[llvm] a0ddc61 - [LoopIdiom] 'left-shift until bittest' idiom: support canonical sign bit mask
Roman Lebedev via llvm-commits
llvm-commits at lists.llvm.org
Wed Dec 23 11:28:27 PST 2020
Author: Roman Lebedev
Date: 2020-12-23T22:28:09+03:00
New Revision: a0ddc61c5b95be2585b6b4981cf8634d7a00e4a6
URL: https://github.com/llvm/llvm-project/commit/a0ddc61c5b95be2585b6b4981cf8634d7a00e4a6
DIFF: https://github.com/llvm/llvm-project/commit/a0ddc61c5b95be2585b6b4981cf8634d7a00e4a6.diff
LOG: [LoopIdiom] 'left-shift until bittest' idiom: support canonical sign bit mask
If the bitmask is for sign bit, instcombine would have canonicalized
the pattern into a proper sign bit check. Supporting that is still
simple, but requires a bit of a roundtrip - we first have to use
`decomposeBitTestICmp()`, and the rest again just works.
Reviewed By: craig.topper
Differential Revision: https://reviews.llvm.org/D91726
Added:
Modified:
llvm/lib/Transforms/Scalar/LoopIdiomRecognize.cpp
llvm/test/Transforms/LoopIdiom/X86/left-shift-until-bittest.ll
Removed:
################################################################################
diff --git a/llvm/lib/Transforms/Scalar/LoopIdiomRecognize.cpp b/llvm/lib/Transforms/Scalar/LoopIdiomRecognize.cpp
index f71f320aceb5..02556fb79dc5 100644
--- a/llvm/lib/Transforms/Scalar/LoopIdiomRecognize.cpp
+++ b/llvm/lib/Transforms/Scalar/LoopIdiomRecognize.cpp
@@ -47,6 +47,7 @@
#include "llvm/ADT/Statistic.h"
#include "llvm/ADT/StringRef.h"
#include "llvm/Analysis/AliasAnalysis.h"
+#include "llvm/Analysis/CmpInstAnalysis.h"
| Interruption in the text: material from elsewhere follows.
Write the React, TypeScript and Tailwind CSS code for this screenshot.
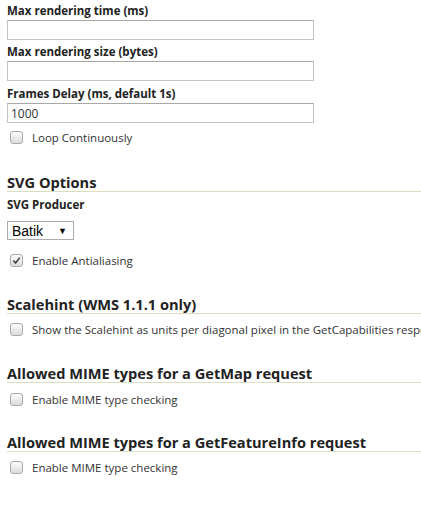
import React, { useState } from 'react';

const font = { fontFamily: '"Open Sans", "Liberation Sans", sans-serif' };

const Checkbox = ({ checked, onChange }: { checked: boolean; onChange: () => void }) => (
  <button
    type="button"
    onClick={onChange}
    className="w-[13px] h-[13px] rounded-[3px] border border-[#aaa] bg-gradient-to-b from-[#fcfcfc] to-[#dcdcdc] flex items-center justify-center shrink-0"
  >
    {checked && (
      <svg viewBox="0 0 10 10" className="w-[9px] h-[9px]">
        <path d="M1.5 5.2 L4 7.8 L8.6 1.8" fill="none" stroke="#444" strokeWidth="1.8" />
      </svg>
    )}
  </button>
);

const CheckRow = ({ label, checked, onChange, className = '' }: { label: string; checked: boolean; onChange: () => void; className?: string }) => (
  <div className={`flex items-center -ml-[7px] pl-[10px] h-[13px] whitespace-nowrap ${className}`}>
    <Checkbox checked={checked} onChange={onChange} />
    <span className="ml-[9px] text-[11.5px] text-[#333] leading-none">{label}</span>
  </div>
);

const FieldLabel = ({ children, className = '' }: { children: React.ReactNode; className?: string }) => (
  <div className={`h-[13px] text-[11.5px] font-bold text-[#222] leading-[13px] ${className}`}>{children}</div>
);

const TextInput = ({ value, onChange, className = '' }: { value: string; onChange: (v: string) => void; className?: string }) => (
  <input
    value={value}
    onChange={(e) => onChange(e.target.value)}
    className={`block w-[307px] h-[20px] border border-[#c4c4c4] border-t-[#a8a8a8] px-[3px] text-[12px] text-[#333] outline-none ${className}`}
  />
);

const SectionTitle = ({ children, className = '' }: { children: React.ReactNode; className?: string }) => (
  <div className={`h-[19px] border-b border-[#dcdcbf] text-[14.6px] font-bold text-[#222] leading-[18px] whitespace-nowrap ${className}`}>
    {children}
  </div>
);

export default function App() {
  const [maxTime, setMaxTime] = useState('');
  const [maxSize, setMaxSize] = useState('');
  const [delay, setDelay] = useState('1000');
  const [loop, setLoop] = useState(false);
  const [antialias, setAntialias] = useState(true);
  const [scalehint, setScalehint] = useState(false);
  const [mimeMap, setMimeMap] = useState(false);
  const [mimeInfo, setMimeInfo] = useState(false);

  return (
    <div className="w-[421px] h-[519px] bg-white overflow-hidden pl-[7px] pt-[4px]" style={font}>
      {/* Animator options */}
      <FieldLabel>Max rendering time (ms)</FieldLabel>
      <TextInput value={maxTime} onChange={setMaxTime} className="mt-[3px]" />
      <FieldLabel className="mt-[5px]">Max rendering size (bytes)</FieldLabel>
      <TextInput value={maxSize} onChange={setMaxSize} className="mt-[3px]" />
      <FieldLabel className="mt-[6px]">Frames Delay (ms, default 1s)</FieldLabel>
      <TextInput value={delay} onChange={setDelay} className="mt-[3px]" />
      <CheckRow label="Loop Continuously" checked={loop} onChange={() => setLoop(!loop)} className="mt-[8px]" />

      {/* SVG Options */}
      <SectionTitle className="mt-[29px]">SVG Options</SectionTitle>
      <FieldLabel className="mt-[6px]">SVG Producer</FieldLabel>
      <div className="mt-[10px] w-[67px] h-[19px] border border-[#aaa] flex items-center justify-between pl-[4px] pr-[6px]">
        <span className="text-[14px] text-black leading-none" style={{ fontFamily: '"Liberation Sans", sans-serif' }}>Batik</span>
        <span className="text-[9px] text-black leading-none">▼</span>
      </div>
      <CheckRow label="Enable Antialiasing" checked={antialias} onChange={() => setAntialias(!antialias)} className="mt-[14px]" />

      <SectionTitle className="mt-[28px]">Scalehint (WMS 1.1.1 only)</SectionTitle>
      <CheckRow
        label="Show the Scalehint as units per diagonal pixel in the GetCapabilities response"
        checked={scalehint}
        onChange={() => setScalehint(!scalehint)}
        className="mt-[9px]"
      />

      <SectionTitle className="mt-[28px]">Allowed MIME types for a GetMap request</SectionTitle>
      <CheckRow label="Enable MIME type checking" checked={mimeMap} onChange={() => setMimeMap(!mimeMap)} className="mt-[10px]" />

      <SectionTitle className="mt-[27px]">Allowed MIME types for a GetFeatureInfo request</SectionTitle>
      <CheckRow label="Enable MIME type checking" checked={mimeInfo} onChange={() => setMimeInfo(!mimeInfo)} className="mt-[9px]" />
    </div>
  );
}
#include "llvm/Analysis/LoopAccessAnalysis.h"
#include "llvm/Analysis/LoopInfo.h"
#include "llvm/Analysis/LoopPass.h"
@@ -1961,7 +1962,8 @@ inline match_LoopInvariant<Ty> m_LoopInvariant(const Ty &M, const Loop *L) {
/// \endcode
static bool detectShiftUntilBitTestIdiom(Loop *CurLoop, Value *&BaseX,
Value *&BitMask, Value *&BitPos,
- Value *&CurrX, Value *&NextX) {
+ Value *&CurrX, Value *&NextX,
+ size_t &CanonicalHeaderSize) {
LLVM_DEBUG(dbgs() << DEBUG_TYPE
" Performing shift-until-bittest idiom detection.\n");
@@ -1992,6 +1994,7 @@ static bool detectShiftUntilBitTestIdiom(Loop *CurLoop, Value *&BaseX,
// Step 2: Check if the backedge's condition is in desirable form.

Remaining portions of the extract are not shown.